I am not, however, entirely convinced by every aspect of Wall’s ecosocialism. His stress on ‘the commons’ is too open to interpretation - he seems to be suggesting that there is more space within capitalism for ‘reclaiming’ public or shared space and resources than I think is plausible. The issue here is precisely the global nature of the massive problems we face, which means challenging global structures and institutions. ‘Local’ solutions - Wall sometimes leans towards versions of ‘localisation’, while being too shrewd to ever entirely lose sight of the bigger picture - are no solution, and I feel the author gives them rather too much credibility.

That should not distract, though, from the strong internationalist politics running through the book. As the title and subtitle suggest, this is consciously a contribution to strengthening connections across borders and increasing co-ordination.
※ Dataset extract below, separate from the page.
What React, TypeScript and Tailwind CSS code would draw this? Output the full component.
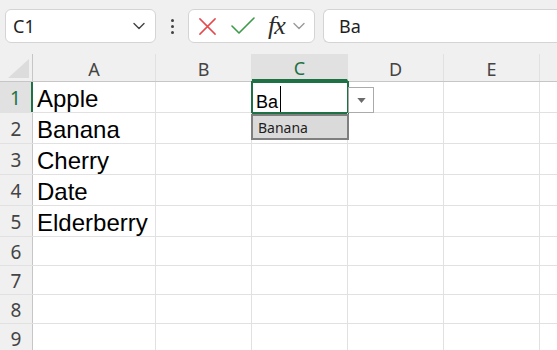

It is an emphasis which stems from the widespread recognition among socialists that we have common cause globally, with links between developed and less developed countries especially vital.

Wall is keen to be pluralistic, recognising contributions that can be made by different political currents and insisting there can be no single ‘right answer’ or ‘correct line’ when it comes to ecosocialist strategy. This is a strength - in its openness and desire for unity - but I think also a slight weakness, as the chapter on strategy (‘Slow the Train!’) suffers from being too vague. There are still, nonetheless, inspiring and practical ideas and examples, with the author’s wide-ranging knowledge of real struggles to defend the environment and for social justice (especially in Latin America) shining through here.

Both of these books are welcome additions to the socialist literature on climate change: why it is happening, why it cannot be resolved without fundamental social change, and what we can do about it. Williams is especially powerful in analysing the problem - and also the flaws in the market solutions offered by the mainstream of the movement - while Wall gives activists a lot of ammunition, ideas and inspiration. Both are worth reading for the insights they offer.